Recentemente tivemos uma nova reimpressão do seu livro “Água Salobra”. Um livro de crônicas, certo? Poderia falar um pouco sobre o tema das crônicas e o processo de escrita do livro?
Costumo dizer que uma crônica é um pastel de vento. Quem a lê põe o recheio emotivo que mais lhe convém. “Água salobra” gira em torno de memórias de minha infância e juventude em Conceição da Barra, cidadezinha em que nasci, no extremo norte do Espírito Santo. Foram coisas, fatos e sensações que deixaram marcas em minha existência e que fui juntando e transformando em palavras.
Além de escritora você também é pesquisadora, correto? Poderia nos contar um pouco sobre essa outra atividade? De que forma ela conversa com sua literatura?
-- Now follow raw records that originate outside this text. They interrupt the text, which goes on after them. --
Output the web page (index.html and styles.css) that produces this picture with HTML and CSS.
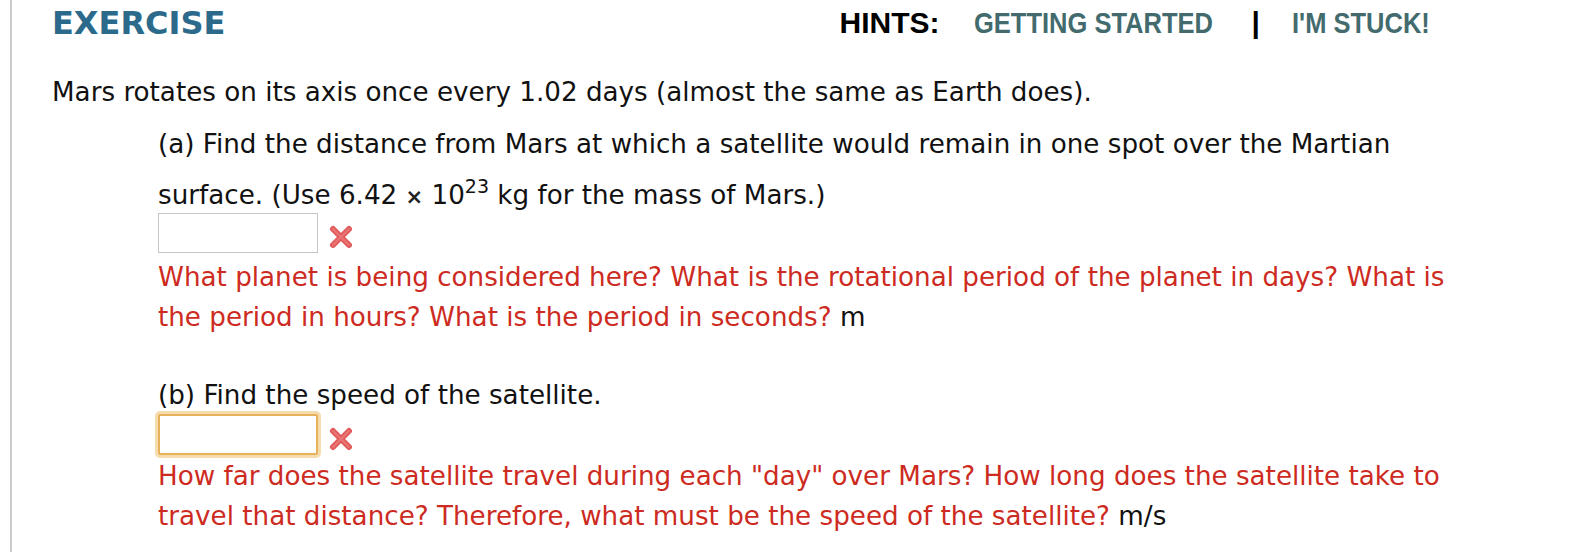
FILE: index.html
```html
<!DOCTYPE html>
<html lang="en">
<head>
<meta charset="utf-8">
<title>Exercise</title>
<link rel="stylesheet" href="styles.css">
</head>
<body>
<div class="page">
  <header class="head">
    <h1 class="title">EXERCISE</h1>
    <nav class="hints">
      <span class="hints-label">HINTS:</span>
      <a class="hint-link hint-start" href="#"><span class="narrow">GETTING STARTED</span></a>
      <span class="sep">|</span>
      <a class="hint-link hint-stuck" href="#"><span class="narrow">I'M STUCK!</span></a>
    </nav>
  </header>

  <p class="intro">Mars rotates on its axis once every 1.02 days (almost the same as Earth does).</p>

  <div class="part">
    <p class="question q-a">(a) Find the distance from Mars at which a satellite would remain in one spot over the Martian<br>surface. (Use 6.42 <span class="times">&times;</span> 10<sup>23</sup> kg for the mass of Mars.)</p>
    <div class="answer">
      <input class="box" type="text">
      <svg class="wrong" width="26" height="24" viewBox="0 0 26 24" aria-hidden="true">
        <path d="M5 4 L21 20 M21 4 L5 20" stroke="#e35a5a" stroke-width="6" stroke-linecap="round"/>
        <path d="M5 4 L21 20 M21 4 L5 20" stroke="#ee8a88" stroke-width="2" stroke-linecap="round" opacity="0.6"/>
      </svg>
    </div>
    <p class="feedback"><span class="hint-text">What planet is being considered here? What is the rotational period of the planet in days? What is<br>the period in hours? What is the period in seconds?</span> m</p>
  </div>

  <div class="part part-b">
    <p class="question q-b">(b) Find the speed of the satellite.</p>
    <div class="answer answer-b">
      <input class="box box-focus" type="text">
      <svg class="wrong" width="26" height="24" viewBox="0 0 26 24" aria-hidden="true">
        <path d="M5 4 L21 20 M21 4 L5 20" stroke="#e35a5a" stroke-width="6" stroke-linecap="round"/>
        <path d="M5 4 L21 20 M21 4 L5 20" stroke="#ee8a88" stroke-width="2" stroke-linecap="round" opacity="0.6"/>
      </svg>
    </div>
    <p class="feedback feedback-b"><span class="hint-text">How far does the satellite travel during each "day" over Mars? How long does the satellite take to<br>travel that distance? Therefore, what must be the speed of the satellite?</span> m/s</p>
  </div>
</div>
</body>
</html>
```
FILE: styles.css
```css
html, body {
  margin: 0;
  padding: 0;
  background: #fff;
}

body {
  font-family: "DejaVu Sans", Verdana, sans-serif;
  color: #111;
}

.page {
  margin-left: 10px;
  border-left: 2px solid #cccccc;
  min-height: 552px;
  padding-left: 40px;
  box-sizing: border-box;
}

.head {
  display: flex;
  align-items: center;
  width: 1377px;
  height: 46px;
}

.title {
  margin: 0;
  font-family: "DejaVu Sans", Verdana, sans-serif;
  font-weight: bold;
  font-size: 32px;
  color: #2b6a8b;
  line-height: 44px;
}

.hints {
  margin-left: auto;
  display: flex;
  align-items: center;
  font-family: "Liberation Sans", Arial, sans-serif;
  font-weight: bold;
}

.hints-label {
  font-size: 30px;
  color: #000;
  margin-right: 34px;
}

.hint-link {
  display: block;
  font-size: 30px;
  color: #436b6e;
  text-decoration: none;
  white-space: nowrap;
}

.hint-start {
  width: 241px;
}

.hint-stuck {
  width: 137px;
}

.narrow {
  display: inline-block;
  transform: scaleX(0.85);
  transform-origin: left center;
}

.sep {
  font-size: 30px;
  color: #000;
  margin: 0 32px 0 37px;
}

.intro {
  margin: 26px 0 0;
  font-size: 26.2px;
  line-height: 40px;
}

.part {
  margin-left: 106px;
}

.question {
  margin: 12px 0 0;
  font-size: 26.2px;
  line-height: 40px;
}

.question sup {
  font-size: 19px;
  line-height: 44px;
  vertical-align: 11px;
}

.times {
  font-size: 21px;
  font-weight: bold;
  color: #222;
}

.answer {
  display: flex;
  align-items: center;
  gap: 10px;
  height: 40px;
  margin-top: -4px;
}

.box {
  width: 160px;
  height: 40px;
  box-sizing: border-box;
  border: 1px solid #c6c6c6;
  margin: 0;
  padding: 0;
  background: #fff;
}

.box-focus {
  height: 41px;
  border: 2px solid #e7b25a;
  box-shadow: 0 0 0 3px #f6dcae;
  border-radius: 2px;
}

.wrong {
  display: block;
  margin-top: 8px;
}

.feedback {
  margin: 4px 0 0;
  font-size: 26.2px;
  line-height: 40px;
}

.hint-text {
  color: #cd2b22;
}

.part-b {
  margin-top: 39px;
}

.q-b {
  margin-top: 0;
  line-height: 38px;
}

.answer-b {
  margin-top: 0;
  height: 41px;
}

.feedback-b {
  margin-top: 1px;
}
```
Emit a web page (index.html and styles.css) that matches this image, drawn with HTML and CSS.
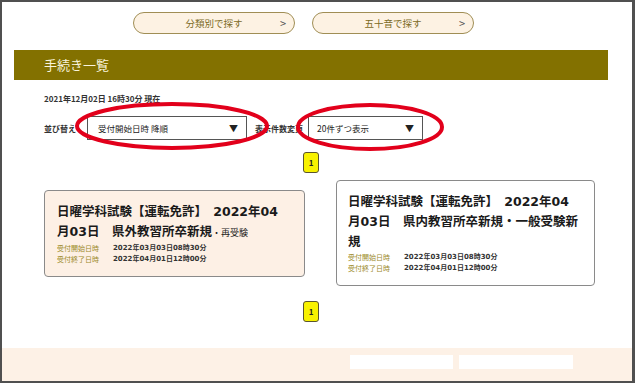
FILE: index.html
```html
<!DOCTYPE html>
<html lang="ja">

<head>
  <meta charset="UTF-8" />
  <meta name="viewport" content="width=device-width, initial-scale=1.0" />
  <title>手続き一覧</title>
  <link rel="stylesheet" href="styles.css">
</head>

<body>
  <div class="frame">
    <!-- 検索ボタン -->
    <div class="nav">
      <a href="#" class="nav-btn"><span>分類別で探す</span><span class="arrow">&gt;</span></a>
      <a href="#" class="nav-btn"><span>五十音で探す</span><span class="arrow">&gt;</span></a>
    </div>

    <h1 class="title-bar">手続き一覧</h1>

    <div class="content">
      <p class="stamp">2021年12月02日 16時30分 現在</p>

      <div class="sort-row">
        <span class="label label-sort">並び替え</span>
        <div class="select select-sort"><span>受付開始日時 降順</span><span class="caret">▼</span></div>
        <span class="label label-count">表示件数変更</span>
        <div class="select select-count"><span>20件ずつ表示</span><span class="caret">▼</span></div>
      </div>

      <div class="pager"><span class="page">1</span></div>

      <div class="cards">
        <div class="card card-pink">
          <p class="card-title">日曜学科試験【運転免許】　2022年04月03日　県外教習所卒新規<span class="sub">・再受験</span></p>
          <dl class="meta">
            <dt>受付開始日時</dt>
            <dd>2022年03月03日08時30分</dd>
            <dt>受付終了日時</dt>
            <dd>2022年04月01日12時00分</dd>
          </dl>
        </div>
        <div class="card">
          <p class="card-title">日曜学科試験【運転免許】　2022年04月03日　県内教習所卒新規・一般受験新規</p>
          <dl class="meta">
            <dt>受付開始日時</dt>
            <dd>2022年03月03日08時30分</dd>
            <dt>受付終了日時</dt>
            <dd>2022年04月01日12時00分</dd>
          </dl>
        </div>
      </div>

      <div class="pager pager-bottom"><span class="page">1</span></div>
    </div>

    <div class="footer">
      <span class="foot-box"></span>
      <span class="foot-box foot-box-wide"></span>
    </div>

    <!-- 赤丸 -->
    <svg class="marks" width="631" height="379" viewBox="0 0 631 379">
      <ellipse cx="170" cy="124" rx="95" ry="22" />
      <ellipse cx="368" cy="125" rx="72" ry="22" />
    </svg>
  </div>
</body>

</html>
```

FILE: styles.css
```css
* {
  margin: 0;
  padding: 0;
  box-sizing: border-box;
}

body {
  font-family: "Noto Sans CJK JP", "Noto Sans", sans-serif;
  color: #222;
  background: #fff;
}

a {
  text-decoration: none;
}

.frame {
  position: relative;
  width: 635px;
  height: 383px;
  border: 2px solid #505050;
  border-right-width: 3px;
  display: flex;
  flex-direction: column;
  overflow: hidden;
}

/* 検索ボタン */
.nav {
  display: flex;
  gap: 17px;
  padding: 10px 0 0 131px;
}

.nav-btn {
  position: relative;
  display: flex;
  justify-content: center;
  align-items: center;
  width: 162px;
  height: 22px;
  border: 1px solid #a08e55;
  border-radius: 11px;
  background-color: #fdf2e3;
  color: #7b6a24;
  font-size: 9.5px;
}

.nav-btn .arrow {
  position: absolute;
  right: 8px;
  top: 2px;
  color: #555;
  font-size: 11px;
}

.title-bar {
  width: 594px;
  height: 30px;
  margin: 16px 0 0 12px;
  padding-left: 30px;
  background-color: #837100;
  color: #f9f4dc;
  font-size: 13px;
  font-weight: normal;
  line-height: 30px;
}

.content {
  padding-left: 42px;
}

.stamp {
  margin-top: 13px;
  font-size: 8px;
  font-weight: bold;
  line-height: 12px;
  color: #333;
}

.sort-row {
  display: flex;
  align-items: center;
  margin-top: 11px;
  height: 24px;
}

.label {
  font-size: 8px;
  font-weight: bold;
  color: #333;
}

.label-sort {
  width: 43px;
}

.label-count {
  width: 53px;
  margin-left: 8px;
}

.select {
  display: flex;
  justify-content: space-between;
  align-items: center;
  height: 24px;
  padding: 0 8px 0 10px;
  border: 1px solid #555;
  font-size: 8.5px;
  color: #222;
}

.select-sort {
  width: 160px;
}

.select-count {
  width: 115px;
  padding-left: 8px;
}

.caret {
  font-size: 9px;
}

.pager {
  display: flex;
  margin-top: 12px;
  padding-left: 259px;
}

.pager-bottom {
  margin-top: 15px;
}

.page {
  display: inline-block;
  width: 16px;
  height: 21px;
  line-height: 19px;
  border: 1px solid #5a5530;
  border-radius: 3px;
  background-color: #f8f200;
  text-align: center;
  font-size: 8px;
  font-weight: bold;
}

.cards {
  display: flex;
  align-items: center;
  gap: 31px;
  margin-top: 7px;
}

.card {
  width: 259px;
  padding: 11px 16px 11px 11px;
  border: 1px solid #8a8a8a;
  border-radius: 4px;
  background-color: #fff;
}

.card-pink {
  width: 261px;
  padding-left: 12px;
  background-color: #fdf0e5;
}

/* 数字は幅の広い書体 */
.card-title {
  font-family: "DejaVu Sans", "Noto Sans CJK JP", sans-serif;
  font-size: 12.5px;
  font-weight: bold;
  line-height: 20px;
  color: #1a1a1a;
}

.card-title .sub {
  font-size: 9px;
  font-weight: normal;
}

.meta {
  display: grid;
  grid-template-columns: 56px auto;
  font-size: 7px;
  line-height: 11px;
}

.meta dt {
  color: #9c8a2a;
}

.meta dd {
  font-family: "DejaVu Sans", "Noto Sans CJK JP", sans-serif;
  color: #333;
  font-weight: bold;
}

.footer {
  display: flex;
  gap: 6px;
  margin-top: auto;
  height: 33px;
  padding: 7px 0 0 348px;
  background-color: #fdf1e6;
}

.foot-box {
  width: 103px;
  height: 14px;
  background-color: #fff;
}

.foot-box-wide {
  width: 114px;
}

/* 赤丸 */
.marks {
  position: absolute;
  left: 0;
  top: 0;
  pointer-events: none;
}

.marks ellipse {
  fill: none;
  stroke: #e2001b;
  stroke-width: 4;
}
```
Tenho um doutorado em Cinema (ECA/USP) e me dediquei à pesquisa e ao ensino nessa área. Na Socine, de que sou sócia fundadora, e nas Universidades em que lecionei, desenvolvi um trabalho sobre o que chamei de Cinema de Bordas, ou seja, filmes toscos de ficção, feitos com orçamento baixíssimo, por realizadores autodidatas (pedreiros, serralheiros, camponeses etc), moradores de cidades interioranas ou da periferia de cidades maiores, sem formação específica, porém com o intenso desejo de fazer cinema. Como curadora de mostras de cinema, pude apresentar esses filmes em festivais de todo o país. Também me dedico ao estudo de filmes produzidos por coletivos queer. São atividades diversas das de uma escritora, mas que não interferem no meu trabalho criativo. Pelo contrário, andam lado a lado com ele.
Como foram suas experiências de publicação no decorrer da carreira? O que mais te marcou no processo?
Para o bem ou para o mal, muita coisa aconteceu comigo desde que comecei a publicar. Entre as coisas do bem, ganhei prêmios em concursos literários nacionais e internacionais; ganhei tradução de contos para outros países; ganhei resenhas em revistas e jornais; ganhei leitoras e leitores em várias latitudes e diferentes lugares, enfim um lote prazeroso. Mas nada me é mais emocionante quanto aquele momento de receber o primeiro exemplar de uma obra que escrevo, tenha ela sido publicada por editoras de realce, com força no mercado, ou por editoras pequenas, atrevidas e independentes.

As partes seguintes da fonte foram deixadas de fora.